==== Dataset extract ====

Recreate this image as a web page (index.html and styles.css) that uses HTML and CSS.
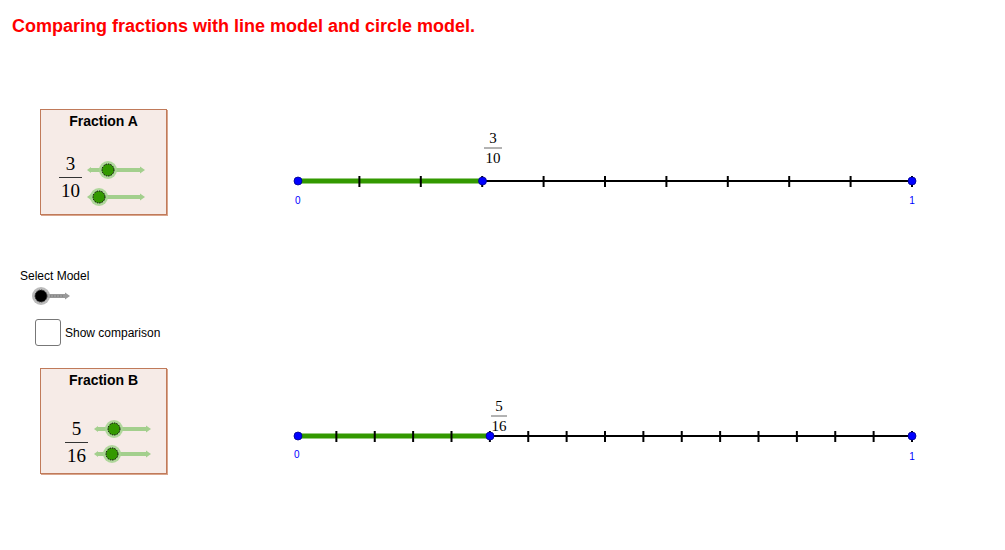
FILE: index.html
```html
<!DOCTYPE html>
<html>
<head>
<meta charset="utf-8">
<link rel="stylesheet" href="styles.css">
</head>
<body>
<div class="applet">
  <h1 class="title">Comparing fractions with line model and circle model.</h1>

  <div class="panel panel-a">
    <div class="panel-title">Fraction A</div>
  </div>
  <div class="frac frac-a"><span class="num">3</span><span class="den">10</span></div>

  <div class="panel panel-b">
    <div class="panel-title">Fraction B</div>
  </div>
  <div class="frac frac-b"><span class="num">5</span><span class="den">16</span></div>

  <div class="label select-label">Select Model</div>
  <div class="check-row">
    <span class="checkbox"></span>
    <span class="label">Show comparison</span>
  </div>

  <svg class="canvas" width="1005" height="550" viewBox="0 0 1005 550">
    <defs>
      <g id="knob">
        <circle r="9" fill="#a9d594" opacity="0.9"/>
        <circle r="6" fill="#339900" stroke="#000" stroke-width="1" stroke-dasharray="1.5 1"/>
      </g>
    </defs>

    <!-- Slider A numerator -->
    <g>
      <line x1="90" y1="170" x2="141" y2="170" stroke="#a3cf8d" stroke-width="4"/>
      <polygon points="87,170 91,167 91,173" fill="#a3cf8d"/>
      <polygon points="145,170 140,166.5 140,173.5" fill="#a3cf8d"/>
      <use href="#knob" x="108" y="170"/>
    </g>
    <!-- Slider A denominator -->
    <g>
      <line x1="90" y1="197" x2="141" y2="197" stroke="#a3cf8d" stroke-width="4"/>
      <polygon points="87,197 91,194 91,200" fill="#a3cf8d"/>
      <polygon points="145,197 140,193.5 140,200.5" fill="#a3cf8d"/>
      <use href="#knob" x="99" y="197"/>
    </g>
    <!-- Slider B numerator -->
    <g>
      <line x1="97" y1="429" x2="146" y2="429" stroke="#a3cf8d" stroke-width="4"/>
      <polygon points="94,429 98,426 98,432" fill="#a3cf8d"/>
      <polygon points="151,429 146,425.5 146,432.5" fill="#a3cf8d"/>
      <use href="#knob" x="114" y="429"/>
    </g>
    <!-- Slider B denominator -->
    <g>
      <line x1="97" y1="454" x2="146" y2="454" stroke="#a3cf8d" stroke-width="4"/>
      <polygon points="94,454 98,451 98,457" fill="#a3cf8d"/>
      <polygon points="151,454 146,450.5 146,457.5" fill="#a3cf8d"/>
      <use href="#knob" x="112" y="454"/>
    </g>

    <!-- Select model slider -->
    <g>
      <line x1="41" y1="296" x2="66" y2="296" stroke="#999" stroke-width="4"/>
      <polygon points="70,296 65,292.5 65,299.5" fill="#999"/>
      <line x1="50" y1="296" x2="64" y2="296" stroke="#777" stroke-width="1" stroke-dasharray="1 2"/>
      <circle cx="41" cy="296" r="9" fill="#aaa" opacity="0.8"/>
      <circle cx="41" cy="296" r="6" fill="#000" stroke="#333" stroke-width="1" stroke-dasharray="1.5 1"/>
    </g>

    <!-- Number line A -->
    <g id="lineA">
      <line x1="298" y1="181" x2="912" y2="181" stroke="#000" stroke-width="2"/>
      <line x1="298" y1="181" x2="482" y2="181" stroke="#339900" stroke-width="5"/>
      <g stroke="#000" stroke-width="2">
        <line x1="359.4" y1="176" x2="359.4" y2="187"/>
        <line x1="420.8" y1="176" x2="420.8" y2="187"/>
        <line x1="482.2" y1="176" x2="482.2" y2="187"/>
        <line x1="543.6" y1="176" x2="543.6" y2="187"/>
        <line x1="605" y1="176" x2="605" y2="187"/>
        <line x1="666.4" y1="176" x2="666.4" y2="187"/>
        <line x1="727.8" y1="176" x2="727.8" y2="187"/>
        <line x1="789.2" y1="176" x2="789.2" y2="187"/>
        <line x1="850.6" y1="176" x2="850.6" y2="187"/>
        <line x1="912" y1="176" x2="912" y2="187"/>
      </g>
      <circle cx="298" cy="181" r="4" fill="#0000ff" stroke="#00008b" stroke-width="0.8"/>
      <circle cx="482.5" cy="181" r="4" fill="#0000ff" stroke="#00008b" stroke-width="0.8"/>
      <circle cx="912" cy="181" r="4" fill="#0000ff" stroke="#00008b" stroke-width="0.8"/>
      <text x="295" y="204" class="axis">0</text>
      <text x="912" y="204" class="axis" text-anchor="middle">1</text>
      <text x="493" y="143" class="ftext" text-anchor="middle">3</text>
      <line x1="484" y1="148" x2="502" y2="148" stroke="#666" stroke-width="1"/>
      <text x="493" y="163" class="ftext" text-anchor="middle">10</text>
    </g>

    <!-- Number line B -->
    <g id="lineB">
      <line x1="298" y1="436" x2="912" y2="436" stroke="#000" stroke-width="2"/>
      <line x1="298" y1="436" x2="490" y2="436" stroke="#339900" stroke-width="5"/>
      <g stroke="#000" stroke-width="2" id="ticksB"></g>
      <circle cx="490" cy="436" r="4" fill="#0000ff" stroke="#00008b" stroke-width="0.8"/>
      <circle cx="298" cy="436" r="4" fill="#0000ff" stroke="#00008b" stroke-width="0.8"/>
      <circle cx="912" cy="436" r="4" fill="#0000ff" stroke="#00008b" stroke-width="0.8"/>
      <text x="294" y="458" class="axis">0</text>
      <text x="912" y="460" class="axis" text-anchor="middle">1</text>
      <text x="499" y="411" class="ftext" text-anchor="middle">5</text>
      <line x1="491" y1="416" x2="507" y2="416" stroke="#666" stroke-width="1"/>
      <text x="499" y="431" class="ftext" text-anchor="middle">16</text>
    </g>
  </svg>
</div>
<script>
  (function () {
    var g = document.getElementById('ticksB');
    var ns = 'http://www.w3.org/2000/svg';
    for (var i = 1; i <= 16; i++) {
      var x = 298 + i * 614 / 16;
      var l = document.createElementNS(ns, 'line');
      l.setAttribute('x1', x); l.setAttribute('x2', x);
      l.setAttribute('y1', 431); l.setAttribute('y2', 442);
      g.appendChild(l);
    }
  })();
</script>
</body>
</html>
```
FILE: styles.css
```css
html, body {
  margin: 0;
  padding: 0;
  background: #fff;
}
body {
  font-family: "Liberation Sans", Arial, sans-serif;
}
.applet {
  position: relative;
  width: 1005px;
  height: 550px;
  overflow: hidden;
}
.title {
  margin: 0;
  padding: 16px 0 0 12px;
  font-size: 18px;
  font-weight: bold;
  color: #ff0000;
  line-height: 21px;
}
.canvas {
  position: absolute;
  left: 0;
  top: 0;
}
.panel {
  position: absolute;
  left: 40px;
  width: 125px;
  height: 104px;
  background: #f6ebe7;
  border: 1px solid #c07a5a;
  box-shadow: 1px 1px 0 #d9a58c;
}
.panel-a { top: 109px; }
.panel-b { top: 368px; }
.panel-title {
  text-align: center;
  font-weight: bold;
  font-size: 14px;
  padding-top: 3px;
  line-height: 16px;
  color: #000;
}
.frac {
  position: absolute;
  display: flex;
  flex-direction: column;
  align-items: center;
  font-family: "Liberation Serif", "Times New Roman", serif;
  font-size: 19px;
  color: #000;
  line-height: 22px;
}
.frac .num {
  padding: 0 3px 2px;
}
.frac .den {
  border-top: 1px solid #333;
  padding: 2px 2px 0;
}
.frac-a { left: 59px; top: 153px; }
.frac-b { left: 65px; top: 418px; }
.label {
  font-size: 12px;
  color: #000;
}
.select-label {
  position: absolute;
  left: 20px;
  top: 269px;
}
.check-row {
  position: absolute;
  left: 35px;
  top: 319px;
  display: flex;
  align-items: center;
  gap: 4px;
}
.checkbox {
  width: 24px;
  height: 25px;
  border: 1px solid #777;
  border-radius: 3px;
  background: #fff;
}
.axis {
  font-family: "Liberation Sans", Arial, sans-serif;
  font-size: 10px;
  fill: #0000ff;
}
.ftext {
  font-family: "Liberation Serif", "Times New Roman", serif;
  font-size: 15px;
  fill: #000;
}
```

====

Exercise details | Of the lines in this listing, report how many contain the string "styles", and give the number only.

Solution below | 3